L’expérience terrain fait ressortir trois principes :
- Clarifier. Répartir par compétence de base et par là responsabiliser les acteurs informatiques, juridiques, financiers permet à la fois une appropriation des avantages de l’IA et une simplification des principes de son utilisation. Ces échanges évitent aussi le cloisonnement.
- Respecter les textes légaux. Bien compris, les référentiels tels que l'ISO 42001:2023 et l'AI Act de l’Union Européenne donnent des orientations très utiles sur les processus de l’IA à mettre sous surveillance. Ce cadre permet de dégager les indicateurs qui permettront de démontrer cette conformité au moment des audits.
- Impliquer dès le début les parties prenantes. Les dirigeants des services sont des leviers majeurs du projet. Leur implication va accélérer l’acquisition des principes clés de l’IA, permettre à la fois d’en comprendre les limites et d’en déduire les indicateurs de surveillance.
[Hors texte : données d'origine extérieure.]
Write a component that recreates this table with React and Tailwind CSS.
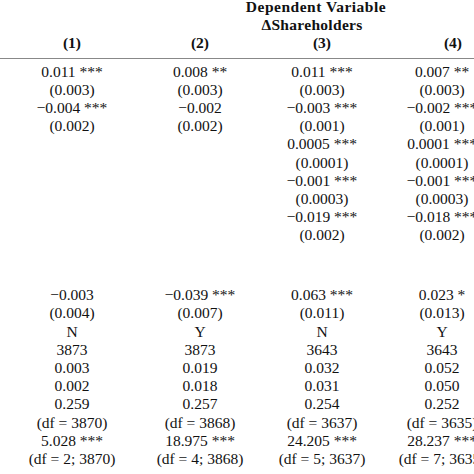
import React from "react";

const M = "\u2212";

const sectionA = [
  ["0.011 ***", "0.008 **", "0.011 ***", "0.007 **"],
  ["(0.003)", "(0.003)", "(0.003)", "(0.003)"],
  [M + "0.004 ***", M + "0.002", M + "0.003 ***", M + "0.002 ***"],
  ["(0.002)", "(0.002)", "(0.001)", "(0.001)"],
  ["", "", "0.0005 ***", "0.0001 ***"],
  ["", "", "(0.0001)", "(0.0001)"],
  ["", "", M + "0.001 ***", M + "0.001 ***"],
  ["", "", "(0.0003)", "(0.0003)"],
  ["", "", M + "0.019 ***", M + "0.018 ***"],
  ["", "", "(0.002)", "(0.002)"],
];

const sectionB = [
  [M + "0.003", M + "0.039 ***", "0.063 ***", "0.023 *"],
  ["(0.004)", "(0.007)", "(0.011)", "(0.013)"],
  ["N", "Y", "N", "Y"],
  ["3873", "3873", "3643", "3643"],
  ["0.003", "0.019", "0.032", "0.052"],
  ["0.002", "0.018", "0.031", "0.050"],
  ["0.259", "0.257", "0.254", "0.252"],
  ["(df = 3870)", "(df = 3868)", "(df = 3637)", "(df = 3635)"],
  ["5.028 ***", "18.975 ***", "24.205 ***", "28.237 ***"],
  ["(df = 2; 3870)", "(df = 4; 3868)", "(df = 5; 3637)", "(df = 7; 3635)"],
];

function Section({ rows }) {
  return (
    <div className="grid grid-cols-[144px_112px_132px_108px] w-[496px]">
      {rows.map((r, i) =>
        r.map((c, j) => (
          <div key={i + "-" + j} className="text-center whitespace-nowrap h-[18.2px]">
            {c}
          </div>
        ))
      )}
    </div>
  );
}

export default function App() {
  return (
    <div
      className="w-[474px] h-[474px] overflow-hidden bg-white text-[#111111] text-[15.5px] leading-[18.2px]"
      style={{ fontFamily: '"Liberation Serif", "Times New Roman", serif' }}
    >
      <div className="mt-[-2px] pl-[158px] text-center font-bold tracking-[0.5px] whitespace-nowrap">
        Dependent Variable
      </div>
      <div className="pl-[150px] text-center font-bold tracking-[0.3px] whitespace-nowrap">
        ΔShareholders
      </div>
      <div className="grid grid-cols-[144px_112px_132px_108px] w-[496px] font-bold">
        <div className="text-center">(1)</div>
        <div className="text-center">(2)</div>
        <div className="text-center">(3)</div>
        <div className="text-center pl-[22px]">(4)</div>
      </div>
      <div className="mt-[5px] h-[1.5px] bg-[#888888]" />
      <div className="mt-[3.5px]">
        <Section rows={sectionA} />
      </div>
      <div className="mt-[41.8px]">
        <Section rows={sectionB} />
      </div>
    </div>
  );
}
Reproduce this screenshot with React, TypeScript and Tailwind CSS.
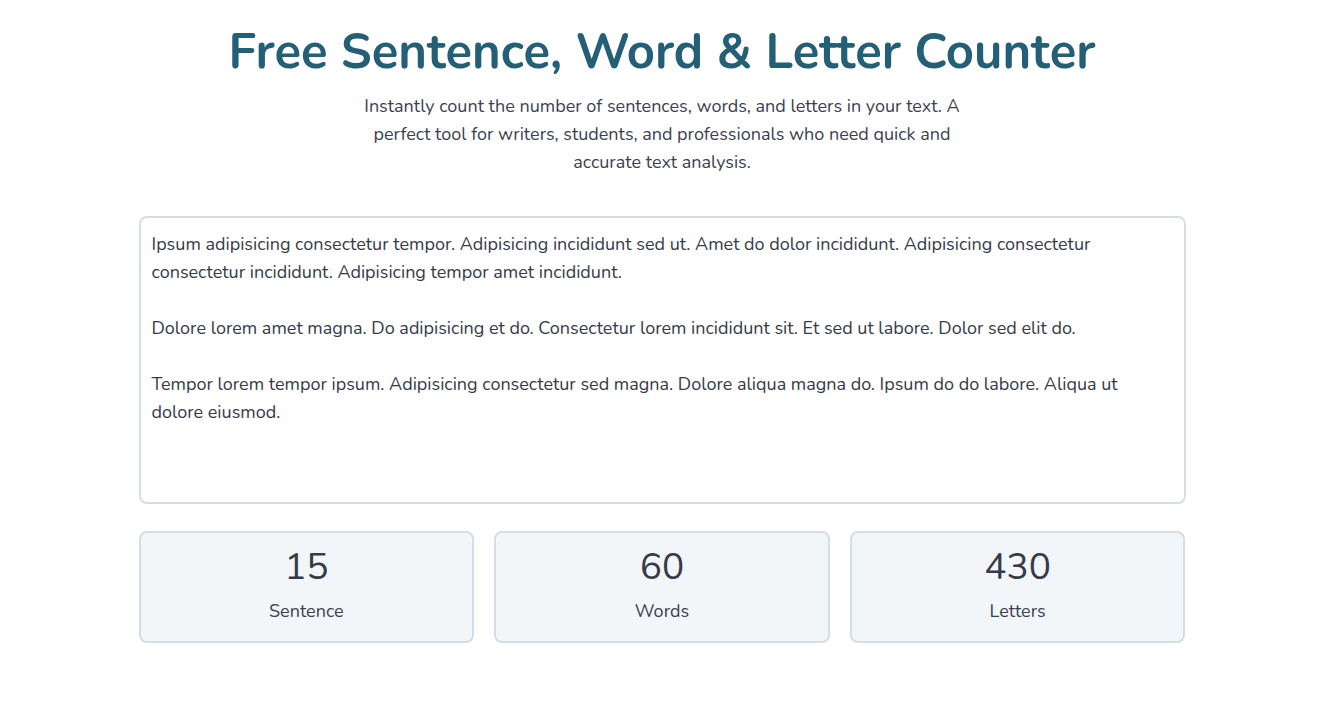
import { useState } from "react";

const sample =
  "Ipsum adipisicing consectetur tempor. Adipisicing incididunt sed ut. Amet do dolor incididunt. Adipisicing consectetur consectetur incididunt. Adipisicing tempor amet incididunt.\n\nDolore lorem amet magna. Do adipisicing et do. Consectetur lorem incididunt sit. Et sed ut labore. Dolor sed elit do.\n\nTempor lorem tempor ipsum. Adipisicing consectetur sed magna. Dolore aliqua magna do. Ipsum do do labore. Aliqua ut dolore eiusmod.";

function countStats(text: string) {
  const sentences = text.split(/[.!?]+/).filter((s) => s.trim().length > 0).length;
  const words = text.split(/\s+/).filter((w) => w.length > 0).length;
  const letters = (text.match(/[A-Za-z]/g) || []).length;
  return { sentences, words, letters };
}

function StatCard({ value, label }: { value: number; label: string }) {
  return (
    <div className="flex h-[112px] flex-col items-center rounded-lg border-2 border-[#d3dee5] bg-[#f3f6f8] pt-[12px]">
      <div className="text-[37px] leading-[44px] text-[#353b48]">{value}</div>
      <div className="mt-[10px] text-[18px] leading-6 text-[#3b4150]">{label}</div>
    </div>
  );
}

export default function App() {
  const [text, setText] = useState(sample);
  const stats = countStats(text);

  return (
    <div className="min-h-screen w-[1324px] bg-white font-['Nunito','Lato','Noto_Sans',sans-serif]">
      <div className="mx-auto w-[1047px] pt-7">
        <h1 className="text-center text-[49px] font-bold leading-[48px] text-[#235f76]">
          Free Sentence, Word &amp; Letter Counter
        </h1>
        <p className="mx-auto mt-4 max-w-[604px] text-center text-[18px] leading-7 text-[#3b4150]">
          Instantly count the number of sentences, words, and letters in your text. A perfect tool for
          writers, students, and professionals who need quick and accurate text analysis.
        </p>

        <textarea
          value={text}
          onChange={(e) => setText(e.target.value)}
          className="mt-10 block h-[288px] w-full resize-none rounded-lg border-2 border-[#d3dee5] px-[11px] pt-[12px] pb-3 text-[18px] leading-7 text-[#353b48] outline-none"
        />

        <div className="mt-[27px] grid grid-cols-3 gap-5">
          <StatCard value={stats.sentences} label="Sentence" />
          <StatCard value={stats.words} label="Words" />
          <StatCard value={430} label="Letters" />
        </div>
      </div>
    </div>
  );
}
Ainsi les collaborateurs vont pouvoir évaluer les risques de l’IA à la pertinence de leur métier. Ce maillon humain, fort pour le coup, évite de se retrouver pieds et poings liés à une automatisation des décisions purement algorithmique.
Les entreprises les plus matures ont déjà investi dans des programmes qui permettent de mieux comprendre l’impact d’une IA maitrisée tant pour des rôles techniques que non techniques. Là encore, les utilisateurs gagnent en compétence et les équipes travaillent ensemble.
Rôles et Responsabilités
Pour les RSSI, la gouvernance de l'IA est une opportunité naturelle d’étendre encore leurs responsabilités aux domaines de gestion des risques et de conformité.
On retrouve les principaux domaines de responsabilité mais, cette fois, augmentés du respect de la gouvernance :
- Protection des données : protéger en conformité avec les réglementations et affiner les prérogatives d’accès.
- Sécurité des modèles : sélectionner les modèles d'IA résilients à la manipulation, au vol ou à la corruption des données.
- Transparence et contrôle : s'assurer que les décisions de l'IA peuvent être expliquées aux autorités de régulation, aux auditeurs et aux parties prenantes de l'entreprise.
- Sensibilisation des dirigeants : traduire les risques complexes de l'IA en un langage compréhensible par les membres du conseil d’administration, afin de garantir des décisions durables par les risques qu’elles intègrent.
En s'appropriant ces domaines, les décideurs de la sécurité deviennent les ambassadeurs d’une adoption responsable de l'IA.
La gouvernance de l'IA sur le terrain
Les avantages d'une telle approche sont visibles très vite et à tous les niveaux. Dès la mise en œuvre de la gouvernance, les équipes et les processus se préparent à la conformité, mais cette fois depuis les opérations vers le contrôle, de manière proactive. Ce temps d’avance permet de parler plus simplement aux autorités de régulation, voire de leur proposer des options qui - dans la pratique - évitent l’application du volet pénal lors de changements imposés. Dans ce contexte, les utilisateurs sont d’autant plus enclins à adopter l’IA car celle-ci s’inscrit dans un cadre transparent et sécurisé, garanti par une gouvernance reconnue par toute l’entreprise.
A l’inverse, un recours sauvage à une IA non encadrée par une gouvernance se traduit systématiquement par des fuites de données aux conséquences légales et d’image délétères.
Pour être durable, la gouvernance de l’IA doit être un processus continu, inscrire ses évolutions au quotidien et maintenir mobilisés les chefs de département et les acteurs opérationnels. Pour les RSSI, cela implique une posture d’amélioration continue, une veille réglementaire et surtout un dialogue permanent avec les parties prenantes non techniques. En faisant ainsi de la gouvernance de l’IA un réflexe professionnel, les organisations concilient innovation, sécurité et conformité. Loin de freiner l’innovation, la gouvernance est un moteur de celle-ci, éthique et sécurisé.